▶ What the task requires: Exclude the pictures and return every line exactly as written.

▶ Supplied material:
::::

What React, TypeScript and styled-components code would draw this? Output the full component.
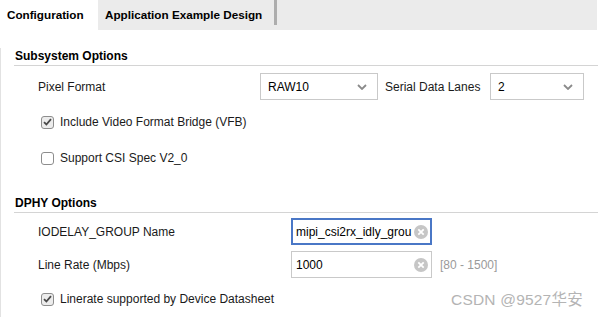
import React from "react";
import styled, { createGlobalStyle } from "styled-components";

const GlobalStyle = createGlobalStyle`
  html, body {
    margin: 0;
    padding: 0;
    background: #ffffff;
  }
  body {
    font-family: "Liberation Sans", Arial, sans-serif;
    font-size: 12px;
    color: #1a1a1a;
  }
`;

const Page = styled.div`
  position: relative;
  width: 598px;
  height: 317px;
  overflow: hidden;
  background: #fff;
`;

const TabBar = styled.div`
  display: flex;
  height: 30px;
  background: #ebebeb;
  margin-right: 1px;
`;

const Tab = styled.div<{ $active?: boolean; $width: number }>`
  display: flex;
  align-items: center;
  width: ${(p) => p.$width}px;
  box-sizing: border-box;
  padding: 0 0 2px 7px;
  background: ${(p) => (p.$active ? "#ffffff" : "transparent")};
  font-weight: bold;
  font-size: 11.7px;
  color: #000;
`;

const TabDivider = styled.div`
  width: 3px;
  height: 25px;
  background: #adadad;
`;

const Content = styled.div`
  border-left: 1px solid #e2e2e2;
  padding-left: 13px;
  height: 287px;
`;

const SectionTitle = styled.div<{ $top: number }>`
  margin-top: ${(p) => p.$top}px;
  height: 17px;
  line-height: 17px;
  padding-left: 1px;
  font-weight: bold;
  border-bottom: 1px solid #d4d4d4;
  color: #000;
`;

const FieldRow = styled.div<{ $top: number }>`
  display: flex;
  align-items: center;
  margin-top: ${(p) => p.$top}px;
  height: 27px;
  padding-left: 24px;
`;

const Label = styled.div<{ $width?: number }>`
  width: ${(p) => (p.$width ? `${p.$width}px` : "auto")};
  flex-shrink: 0;
`;

const Select = styled.div<{ $width: number }>`
  display: flex;
  align-items: center;
  justify-content: space-between;
  flex-shrink: 0;
  box-sizing: border-box;
  width: ${(p) => p.$width}px;
  height: 27px;
  padding: 0 10px 0 7px;
  border: 1px solid #c9c9c9;
  background: #fff;
  color: #000;
`;

const InlineLabel = styled.div`
  flex-shrink: 0;
  width: 112px;
  padding-left: 7px;
  box-sizing: border-box;
  white-space: nowrap;
`;

const TextBox = styled.div<{ $focused?: boolean }>`
  display: flex;
  align-items: center;
  box-sizing: border-box;
  width: 141px;
  height: 27px;
  padding: ${(p) => (p.$focused ? "0 2px 0 3px" : "0 3px 0 4px")};
  border: ${(p) => (p.$focused ? "2px solid #4a77c6" : "1px solid #c9c9c9")};
  background: #fff;
  color: #000;
`;

const TextValue = styled.span`
  flex: 1;
  white-space: nowrap;
`;

const Range = styled.span`
  margin-left: 8px;
  color: #9a9a9a;
`;

const CheckRow = styled.div<{ $top: number }>`
  display: flex;
  align-items: center;
  gap: 6px;
  margin-top: ${(p) => p.$top}px;
  height: 14px;
  padding-left: 27px;
`;

const Box = styled.div<{ $checked?: boolean }>`
  display: flex;
  align-items: center;
  justify-content: center;
  box-sizing: border-box;
  width: 13px;
  height: 13px;
  border: 1px solid #8d8d8d;
  border-radius: 3px;
  background: ${(p) => (p.$checked ? "#ececec" : "#fff")};
`;

const Watermark = styled.div`
  position: absolute;
  left: 451px;
  top: 287px;
  font-size: 15.5px;
  color: #b4b4b4;
  font-family: "Liberation Sans", "Noto Sans CJK SC", sans-serif;
  letter-spacing: 0.2px;
`;

const Chevron = () => (
  <svg width="10" height="6" viewBox="0 0 10 6">
    <path d="M1 1 L5 5 L9 1" fill="none" stroke="#8a8a8a" strokeWidth="1.8" />
  </svg>
);

const ClearIcon = () => (
  <svg width="14" height="14" viewBox="0 0 14 14">
    <circle cx="7" cy="7" r="7" fill="#c6c6c6" />
    <path d="M4.3 4.3 L9.7 9.7 M9.7 4.3 L4.3 9.7" stroke="#fff" strokeWidth="1.8" />
  </svg>
);

const Check = ({ checked, children, top }: { checked?: boolean; children: React.ReactNode; top: number }) => (
  <CheckRow $top={top}>
    <Box $checked={checked}>
      {checked && (
        <svg width="9" height="8" viewBox="0 0 9 8">
          <path d="M1 4.2 L3.4 6.5 L8 1.2" fill="none" stroke="#4a4a4a" strokeWidth="1.8" />
        </svg>
      )}
    </Box>
    <span>{children}</span>
  </CheckRow>
);

export default function App() {
  return (
    <Page>
      <GlobalStyle />
      <TabBar>
        <Tab $active $width={98}>Configuration</Tab>
        <Tab $width={176}>Application Example Design</Tab>
        <TabDivider />
      </TabBar>
      <Content>
        <SectionTitle $top={18}>Subsystem Options</SectionTitle>
        <FieldRow $top={7}>
          <Label $width={222}>Pixel Format</Label>
          <Select $width={118}>
            <span>RAW10</span>
            <Chevron />
          </Select>
          <InlineLabel>Serial Data Lanes</InlineLabel>
          <Select $width={94}>
            <span>2</span>
            <Chevron />
          </Select>
        </FieldRow>
        <Check checked top={15}>Include Video Format Bridge (VFB)</Check>
        <Check top={22}>Support CSI Spec V2_0</Check>

        <SectionTitle $top={30}>DPHY Options</SectionTitle>
        <FieldRow $top={5}>
          <Label $width={253}>IODELAY_GROUP Name</Label>
          <TextBox $focused>
            <TextValue>mipi_csi2rx_idly_grou</TextValue>
            <ClearIcon />
          </TextBox>
        </FieldRow>
        <FieldRow $top={6}>
          <Label $width={253}>Line Rate (Mbps)</Label>
          <TextBox>
            <TextValue>1000</TextValue>
            <ClearIcon />
          </TextBox>
          <Range>[80 - 1500]</Range>
        </FieldRow>
        <Check checked top={14}>Linerate supported by Device Datasheet</Check>
      </Content>
      <Watermark>CSDN @9527华安</Watermark>
    </Page>
  );
}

::::

▶ The completed task:
What React, TypeScript and styled-components code would draw this? Output the full component.
import React from "react";
import styled, { createGlobalStyle } from "styled-components";

const GlobalStyle = createGlobalStyle`
  html, body {
    margin: 0;
    padding: 0;
    background: #ffffff;
  }
  body {
    font-family: "Liberation Sans", Arial, sans-serif;
    font-size: 12px;
    color: #1a1a1a;
  }
`;

const Page = styled.div`
  position: relative;
  width: 598px;
  height: 317px;
  overflow: hidden;
  background: #fff;
`;

const TabBar = styled.div`
  display: flex;
  height: 30px;
  background: #ebebeb;
  margin-right: 1px;
`;

const Tab = styled.div<{ $active?: boolean; $width: number }>`
  display: flex;
  align-items: center;
  width: ${(p) => p.$width}px;
  box-sizing: border-box;
  padding: 0 0 2px 7px;
  background: ${(p) => (p.$active ? "#ffffff" : "transparent")};
  font-weight: bold;
  font-size: 11.7px;
  color: #000;
`;

const TabDivider = styled.div`
  width: 3px;
  height: 25px;
  background: #adadad;
`;

const Content = styled.div`
  border-left: 1px solid #e2e2e2;
  padding-left: 13px;
  height: 287px;
`;

const SectionTitle = styled.div<{ $top: number }>`
  margin-top: ${(p) => p.$top}px;
  height: 17px;
  line-height: 17px;
  padding-left: 1px;
  font-weight: bold;
  border-bottom: 1px solid #d4d4d4;
  color: #000;
`;

const FieldRow = styled.div<{ $top: number }>`
  display: flex;
  align-items: center;
  margin-top: ${(p) => p.$top}px;
  height: 27px;
  padding-left: 24px;
`;

const Label = styled.div<{ $width?: number }>`
  width: ${(p) => (p.$width ? `${p.$width}px` : "auto")};
  flex-shrink: 0;
`;

const Select = styled.div<{ $width: number }>`
  display: flex;
  align-items: center;
  justify-content: space-between;
  flex-shrink: 0;
  box-sizing: border-box;
  width: ${(p) => p.$width}px;
  height: 27px;
  padding: 0 10px 0 7px;
  border: 1px solid #c9c9c9;
  background: #fff;
  color: #000;
`;

const InlineLabel = styled.div`
  flex-shrink: 0;
  width: 112px;
  padding-left: 7px;
  box-sizing: border-box;
  white-space: nowrap;
`;

const TextBox = styled.div<{ $focused?: boolean }>`
  display: flex;
  align-items: center;
  box-sizing: border-box;
  width: 141px;
  height: 27px;
  padding: ${(p) => (p.$focused ? "0 2px 0 3px" : "0 3px 0 4px")};
  border: ${(p) => (p.$focused ? "2px solid #4a77c6" : "1px solid #c9c9c9")};
  background: #fff;
  color: #000;
`;

const TextValue = styled.span`
  flex: 1;
  white-space: nowrap;
`;

const Range = styled.span`
  margin-left: 8px;
  color: #9a9a9a;
`;

const CheckRow = styled.div<{ $top: number }>`
  display: flex;
  align-items: center;
  gap: 6px;
  margin-top: ${(p) => p.$top}px;
  height: 14px;
  padding-left: 27px;
`;

const Box = styled.div<{ $checked?: boolean }>`
  display: flex;
  align-items: center;
  justify-content: center;
  box-sizing: border-box;
  width: 13px;
  height: 13px;
  border: 1px solid #8d8d8d;
  border-radius: 3px;
  background: ${(p) => (p.$checked ? "#ececec" : "#fff")};
`;

const Watermark = styled.div`
  position: absolute;
  left: 451px;
  top: 287px;
  font-size: 15.5px;
  color: #b4b4b4;
  font-family: "Liberation Sans", "Noto Sans CJK SC", sans-serif;
  letter-spacing: 0.2px;
`;

const Chevron = () => (
  <svg width="10" height="6" viewBox="0 0 10 6">
    <path d="M1 1 L5 5 L9 1" fill="none" stroke="#8a8a8a" strokeWidth="1.8" />
  </svg>
);

const ClearIcon = () => (
  <svg width="14" height="14" viewBox="0 0 14 14">
    <circle cx="7" cy="7" r="7" fill="#c6c6c6" />
    <path d="M4.3 4.3 L9.7 9.7 M9.7 4.3 L4.3 9.7" stroke="#fff" strokeWidth="1.8" />
  </svg>
);

const Check = ({ checked, children, top }: { checked?: boolean; children: React.ReactNode; top: number }) => (
  <CheckRow $top={top}>
    <Box $checked={checked}>
      {checked && (
        <svg width="9" height="8" viewBox="0 0 9 8">
          <path d="M1 4.2 L3.4 6.5 L8 1.2" fill="none" stroke="#4a4a4a" strokeWidth="1.8" />
        </svg>
      )}
    </Box>
    <span>{children}</span>
  </CheckRow>
);

export default function App() {
  return (
    <Page>
      <GlobalStyle />
      <TabBar>
        <Tab $active $width={98}>Configuration</Tab>
        <Tab $width={176}>Application Example Design</Tab>
        <TabDivider />
      </TabBar>
      <Content>
        <SectionTitle $top={18}>Subsystem Options</SectionTitle>
        <FieldRow $top={7}>
          <Label $width={222}>Pixel Format</Label>
          <Select $width={118}>
            <span>RAW10</span>
            <Chevron />
          </Select>
          <InlineLabel>Serial Data Lanes</InlineLabel>
          <Select $width={94}>
            <span>2</span>
            <Chevron />
          </Select>
        </FieldRow>
        <Check checked top={15}>Include Video Format Bridge (VFB)</Check>
        <Check top={22}>Support CSI Spec V2_0</Check>

        <SectionTitle $top={30}>DPHY Options</SectionTitle>
        <FieldRow $top={5}>
          <Label $width={253}>IODELAY_GROUP Name</Label>
          <TextBox $focused>
            <TextValue>mipi_csi2rx_idly_grou</TextValue>
            <ClearIcon />
          </TextBox>
        </FieldRow>
        <FieldRow $top={6}>
          <Label $width={253}>Line Rate (Mbps)</Label>
          <TextBox>
            <TextValue>1000</TextValue>
            <ClearIcon />
          </TextBox>
          <Range>[80 - 1500]</Range>
        </FieldRow>
        <Check checked top={14}>Linerate supported by Device Datasheet</Check>
      </Content>
      <Watermark>CSDN @9527华安</Watermark>
    </Page>
  );
}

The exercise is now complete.